Fino ad oggi sono stati pubblicate dodici opere che qui presentiamo ricorrendo a stralci presi dalle varie prefazioni, corredate da un testo poetico.
Il secondo volume della collana “CentodAutore” delle Edizioni Eureka di Corato (BA), Nimbus (2015), porta la firma di Eugenio Lucrezi, salernitano di nascita (1952), ma residente quasi da sempre a Napoli dove svolge la professione di medico. Dopo aver prefato il volume di Lentini (presentato nella puntata precedente), ora si presenta nelle vesti di poeta.
Sfogliando questo piccolo volumetto di ventisei pagine, ci accorgiamo subito che esso è privo di prefazione (una delle prerogative della collana è affidare le proprie poesie ad una prefazione). Azzardo o scelta autoreferenziale? Nulla di tutto questo, in quanto Lucrezi ha voluto semplicemente stabilire un rapporto diretto tra egli e la sua poesia, senza intermediari, facendosi trainare solo dal ritmo dei testi. D’altronde il riferimento esclusivamente a se stesso, trascurando o perdendo ogni rapporto con la realtà esterna, non gli si addice, in quanto «questa plaquette di Eugenio Lucrezi è una sorta di metalinguaggio che riflette sulle sorti della poesia. Di solito gli scrittori e i poeti sono alieni dall’indicare chiaramente quali siano i riferimenti testuali espliciti e impliciti di un’opera letteraria; ma quello che importa, in sede di lettura, non è tanto individuare tutti i possibili e probabili riferimenti intertestuali ed extratestuali contenuti in un’opera quanto le stratificazioni di significati che sotto stanno alla superficie linguistica del messaggio» (G. Linguaglossa, Commento, in «L’Ombra delle Parole», 12 giugno 2015).

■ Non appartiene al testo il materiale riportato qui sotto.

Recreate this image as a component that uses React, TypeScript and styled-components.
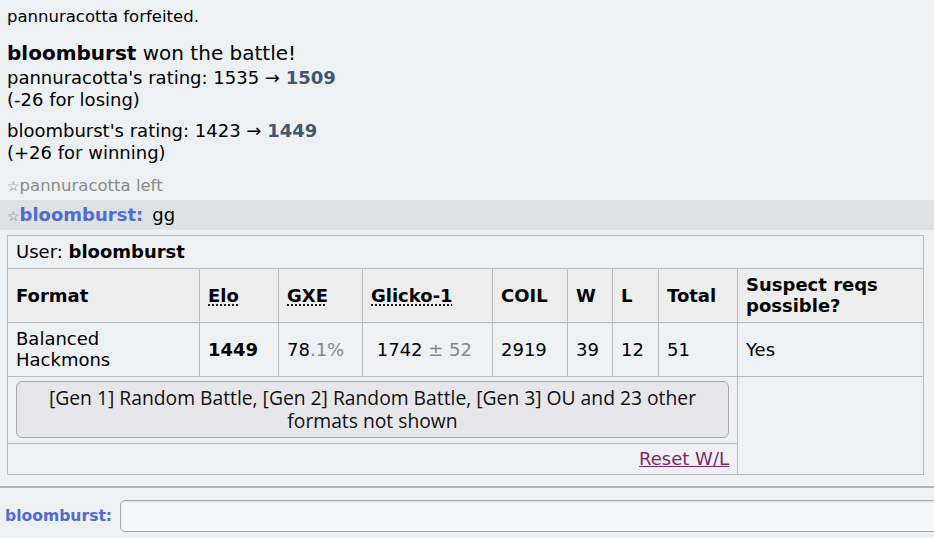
import React from 'react'
import styled, { createGlobalStyle } from 'styled-components'

const GlobalStyle = createGlobalStyle`
    html, body {
        margin: 0;
        padding: 0;
        background: #eef1f4;
        overflow: hidden;
    }
    body {
        font-family: "DejaVu Sans", Verdana, sans-serif;
        color: #000;
    }
`;

const Page = styled.div`
    width: 934px;
    height: 538px;
    display: flex;
    flex-direction: column;
    background: #eef1f4;
`;

const Log = styled.div`
    flex: 1;
    display: flex;
    flex-direction: column;
`;

const HistoryLine = styled.div<{ size?: number, gap?: number }>`
    padding: 0 7px;
    font-size: ${props => props.size || 18}px;
    line-height: ${props => Math.round((props.size || 18) * 1.215)}px;
    margin-top: ${props => props.gap || 0}px;
`;

const NewRating = styled.strong`
    color: #3f5770;
`;

const Muted = styled.div`
    padding: 0 7px;
    margin-top: 12px;
    font-size: 16.5px;
    line-height: 19px;
    color: #8a8a8a;
`;

const Star = styled.span`
    font-size: 14px;
    line-height: 1;
    color: #7a7a7a;
`;

const ChatLine = styled.div`
    margin-top: 5px;
    background: #dfe2e5;
    padding: 4px 7px;
    height: 22px;
    font-size: 18px;
    line-height: 22px;
`;

const ChatName = styled.strong`
    color: #4f6cd3;
    margin-right: 9px;
`;

const Table = styled.table`
    margin: 5px 10px 0 7px;
    width: 917px;
    border-collapse: collapse;
    font-size: 18px;
    line-height: 21px;

    td, th {
        border: 1px solid #bbbbbb;
        padding: 5px 8px 6px;
        text-align: left;
        vertical-align: middle;
    }
`;

const HeadCell = styled.th<{ w: number }>`
    width: ${props => props.w}px;
    background: #ededed;
    font-weight: bold;
`;

const Abbr = styled.abbr`
    text-decoration: underline dotted;
    text-underline-offset: 3px;
    cursor: help;
`;

const Faint = styled.span`
    color: #888;
`;

const ButtonCell = styled.td`
    padding: 4px 8px 5px !important;
`;

const MoreButton = styled.button`
    display: block;
    width: 100%;
    margin: 0;
    padding: 4px 20px 5px;
    background: #e7e7eb;
    border: 1px solid #a8a8ac;
    border-radius: 6px;
    font-family: "Open Sans", "Noto Sans", sans-serif;
    font-size: 19.3px;
    line-height: 23px;
    color: #111;
    text-align: center;
`;

const ResetCell = styled.td`
    text-align: right !important;
    padding: 4px 8px 5px !important;
`;

const ResetLink = styled.a`
    color: #7b2a6e;
    text-decoration: underline;
`;

const Composer = styled.div`
    margin-top: 11px;
    border-top: 2px solid #b3b5b8;
    display: flex;
    align-items: center;
    gap: 8px;
    padding: 12px 0 0 5px;
`;

const ComposerName = styled.strong`
    color: #4f6cd3;
    font-size: 15.6px;
`;

const Input = styled.div`
    flex: 1;
    height: 30px;
    margin-right: -20px;
    background: #f6f9fc;
    border: 1px solid #a8aaad;
    border-radius: 5px;
    box-shadow: inset 0 1px 2px rgba(0,0,0,0.12);
`;

const columns: [React.ReactNode, number][] = [
    ['Format', 175],
    [<Abbr>Elo</Abbr>, 62],
    [<Abbr>GXE</Abbr>, 67],
    [<Abbr>Glicko-1</Abbr>, 113],
    ['COIL', 58],
    ['W', 28],
    ['L', 29],
    ['Total', 62],
    ['Suspect reqs possible?', 169],
];

export default function App() {
    return (
        <Page>
            <GlobalStyle />
            <Log>
                <HistoryLine size={16.5} gap={7}>pannuracotta forfeited.</HistoryLine>
                <HistoryLine size={20} gap={14}><strong>bloomburst</strong> won the battle!</HistoryLine>
                <HistoryLine gap={2}>pannuracotta's rating: 1535 → <NewRating>1509</NewRating><br />(-26 for losing)</HistoryLine>
                <HistoryLine gap={9}>bloomburst's rating: 1423 → <NewRating>1449</NewRating><br />(+26 for winning)</HistoryLine>
                <Muted><Star>☆</Star>pannuracotta left</Muted>
                <ChatLine><Star>☆</Star><ChatName>bloomburst:</ChatName>gg</ChatLine>
                <Table>
                    <tbody>
                        <tr>
                            <td colSpan={9}>User: <strong>bloomburst</strong></td>
                        </tr>
                        <tr>
                            {columns.map(([label, w], i) => (
                                <HeadCell key={i} w={w}>{label}</HeadCell>
                            ))}
                        </tr>
                        <tr>
                            <td>Balanced Hackmons</td>
                            <td><strong>1449</strong></td>
                            <td>78<Faint>.1%</Faint></td>
                            <td>&nbsp;1742<Faint> ± 52</Faint></td>
                            <td>2919</td>
                            <td>39</td>
                            <td>12</td>
                            <td>51</td>
                            <td>Yes</td>
                        </tr>
                        <tr>
                            <ButtonCell colSpan={8}>
                                <MoreButton>[Gen 1] Random Battle, [Gen 2] Random Battle, [Gen 3] OU and 23 other formats not shown</MoreButton>
                            </ButtonCell>
                            <td rowSpan={2}></td>
                        </tr>
                        <tr>
                            <ResetCell colSpan={8}><ResetLink href="#">Reset W/L</ResetLink></ResetCell>
                        </tr>
                    </tbody>
                </Table>
                <Composer>
                    <ComposerName>bloomburst:</ComposerName>
                    <Input />
                </Composer>
            </Log>
        </Page>
    );
}
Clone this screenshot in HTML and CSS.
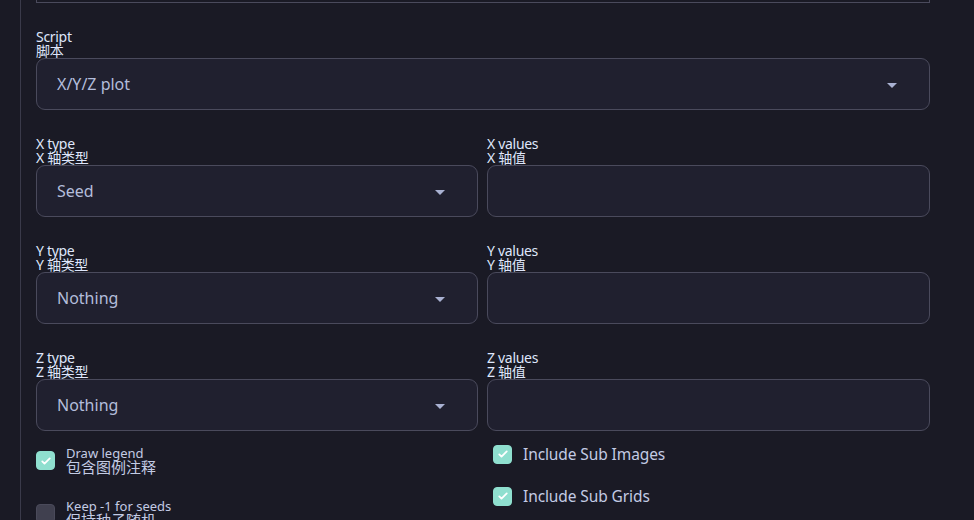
FILE: index.html
```html
<!DOCTYPE html>
<html lang="en">
<head>
    <meta charset="UTF-8">
    <title>X/Y/Z plot</title>
    <link rel="stylesheet" href="styles.css">
</head>
<body>
    <div class="panel">
        <div class="prev-box"></div>

        <div class="field">
            <label class="field-label">Script<br>脚本</label>
            <div class="select">
                <span>X/Y/Z plot</span>
                <span class="arrow"></span>
            </div>
        </div>

        <div class="row">
            <div class="field">
                <label class="field-label">X type<br>X 轴类型</label>
                <div class="select"><span>Seed</span><span class="arrow"></span></div>
            </div>
            <div class="field">
                <label class="field-label">X values<br>X 轴值</label>
                <div class="textbox"></div>
            </div>
        </div>

        <div class="row">
            <div class="field">
                <label class="field-label">Y type<br>Y 轴类型</label>
                <div class="select"><span>Nothing</span><span class="arrow"></span></div>
            </div>
            <div class="field">
                <label class="field-label">Y values<br>Y 轴值</label>
                <div class="textbox"></div>
            </div>
        </div>

        <div class="row">
            <div class="field">
                <label class="field-label">Z type<br>Z 轴类型</label>
                <div class="select"><span>Nothing</span><span class="arrow"></span></div>
            </div>
            <div class="field">
                <label class="field-label">Z values<br>Z 轴值</label>
                <div class="textbox"></div>
            </div>
        </div>

        <div class="options">
            <div class="col col-left">
                <div class="check">
                    <span class="box checked">
                        <svg viewBox="0 0 16 16" width="12" height="12"><path d="M3 8.5l3 3 7-7" fill="none" stroke="#fff" stroke-width="2.4" stroke-linecap="round" stroke-linejoin="round"/></svg>
                    </span>
                    <span class="check-label">Draw legend<br><span class="zh">包含图例注释</span></span>
                </div>
                <div class="check">
                    <span class="box"></span>
                    <span class="check-label">Keep -1 for seeds<br><span class="zh">保持种子随机</span></span>
                </div>
            </div>
            <div class="col col-right">
                <div class="check single">
                    <span class="box checked">
                        <svg viewBox="0 0 16 16" width="12" height="12"><path d="M3 8.5l3 3 7-7" fill="none" stroke="#fff" stroke-width="2.4" stroke-linecap="round" stroke-linejoin="round"/></svg>
                    </span>
                    <span class="check-text">Include Sub Images</span>
                </div>
                <div class="check single">
                    <span class="box checked">
                        <svg viewBox="0 0 16 16" width="12" height="12"><path d="M3 8.5l3 3 7-7" fill="none" stroke="#fff" stroke-width="2.4" stroke-linecap="round" stroke-linejoin="round"/></svg>
                    </span>
                    <span class="check-text">Include Sub Grids</span>
                </div>
            </div>
        </div>
    </div>
</body>
</html>
```

FILE: styles.css
```css
html, body {
    margin: 0;
    height: 100%;
    overflow: hidden;
}

body {
    background-color: #1a1a25;
    font-family: "Noto Sans", "Noto Sans CJK SC", sans-serif;
    color: #dfe6fb;
}

.panel {
    margin-left: 20px;
    border-left: 1px solid #3a3a4a;
    padding-left: 15px;
    width: 894px;
    min-height: 100%;
}

.prev-box {
    height: 40px;
    margin-top: -37px;
    margin-bottom: 27px;
    border: 1px solid #4a4a5c;
    box-sizing: border-box;
}

.field {
    margin-bottom: 27px;
    min-width: 0;
}

.field-label {
    display: block;
    height: 28px;
    font-size: 14px;
    line-height: 14px;
    letter-spacing: -0.3px;
    color: #dfe6fb;
}

.select,
.textbox {
    height: 52px;
    box-sizing: border-box;
    border: 1px solid #4a4a5c;
    border-radius: 9px;
    background-color: #20202f;
}

.select {
    display: flex;
    align-items: center;
    justify-content: space-between;
    padding: 0 32px 0 20px;
    font-size: 16px;
    color: #b3bddb;
}

.arrow {
    width: 0;
    height: 0;
    border-left: 5px solid transparent;
    border-right: 5px solid transparent;
    border-top: 5px solid #a9b1d2;
    margin-top: 2px;
}

.row,
.options {
    display: grid;
    grid-template-columns: 442px 1fr;
    gap: 9px;
}

.options {
    margin-top: -12px;
}

.col {
    display: flex;
    flex-direction: column;
}

.col-left {
    gap: 24px;
}

.col-right {
    gap: 22px;
    padding-left: 6px;
    margin-top: -2px;
}

.check {
    display: flex;
    align-items: center;
    gap: 11px;
}

.box {
    width: 19px;
    height: 19px;
    box-sizing: border-box;
    border-radius: 4px;
    background-color: #40404f;
    border: 1px solid #4a4a5a;
    display: flex;
    align-items: center;
    justify-content: center;
    flex-shrink: 0;
}

.box.checked {
    background-color: #8fdfcf;
    border-color: #8fdfcf;
}

.check-label {
    font-size: 13px;
    line-height: 14px;
    color: #c3cbe4;
}

.check-label .zh {
    font-size: 15px;
}

.check-text {
    font-size: 15.5px;
    line-height: 20px;
    letter-spacing: -0.1px;
    color: #c3cbe4;
}
```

Trainare come, trainare dove? In un porto sicuro o in una tempesta equatoriale? Convinto che non esistono porti sicuri e non possedendo la temerarietà di affrontare uragani, la sua poesia effettua una strambata per indirizzare la prua verso acque più calme che le consente di ispezionare il mondo fin nelle insenature più remote. La sua resta, tuttosommato, una poesia “tranquilla”. «Eugenio Lucrezi già dal titolo vuole richiamare l’attenzione del lettore sulla relazione mimetica che lega gli enunciati del testo ad altri enunciati che l’autore si premura di farci conoscere. «Esercizi mimetici» (con le parole dell’autore) come esercizi di stile, confezionamento di un messaggio intertestuale con rimandi ad autori esterni e interni al testo: Kafka, Properzio, Amelia Rosselli, Sergio Solmi, Ovidio, Tommaso Landolfi e alla musica come ad esempio John Cage» (Linguaglossa, ibid.):
princeps dello scibile rispetto
alla filosofia, branca minore
dell’immaginativo delirare
che fa dell’uomo la piuma e lo svolazzo
di un alato destino,
chiedo che tu, nell’arco di un mattino,
insorga icarico e spicchi un presto volo
su nella mesosfera del palazzo
boreale del mondo, e poi, veloce,
mentre mantieni la dovuta altezza,
vada ad ispezionar, con l’emisfero
secondo della mente, pure l’altro
emisfero, a fianco della stella
del Sud, nell’australe emiciclio;
tanto per tuo dovere esplorativo
di dicitore ricognizionale;
e che poi caschi, tu, beneaugurale,
a capo fitto dentro all’accogliente
sorriso del pianeta disvelato:
che ti prende e ti tiene,
perché galoppi come a te conviene. (p. 13)
Le parole diventano segni numerici, ritmi nello scompiglio indomito di molecole sconfinate di un’avventura, come quando le acque placide del mare si agitano e la visione delle cose assume la dimensione reale, fissandosi anche sulle piccole cose o su quelle devastate ma ancora in grado di attirare l’attenzione, di suscitare meraviglia:
a Bernardo Kelz
È sulla meraviglia, sull’attenzione di non cadere nel disincanto che si basano le poesie di Lucrezi, sulla ricerca dell’impossibile, sulla presenza figurale della narrazione ricognizionale, “lontane da domani e da ieri”, “tra acqua e fuoco”, solo apparentemente elevandosi dalla realtà e farsi trasportare dal vento. La cifra è data da un’avventura terrena che trapassa la presenza «… lassù, come forza / che indomita batte, già trafitta». La presenza di Dio o ricerca della propria anima? Si tratta di un viaggio mentale che porta il poeta fino ai Nambikwara, popolazione del Mato Grosso visitata da Claude Lévi-Strauss negli anni ’40 del Novecento, per farsi preghiera per una nuova vita di “fratellanza” tra le lacrime di una voce che si rivolge ad un tempo trascendentale dove però non trova le risposte.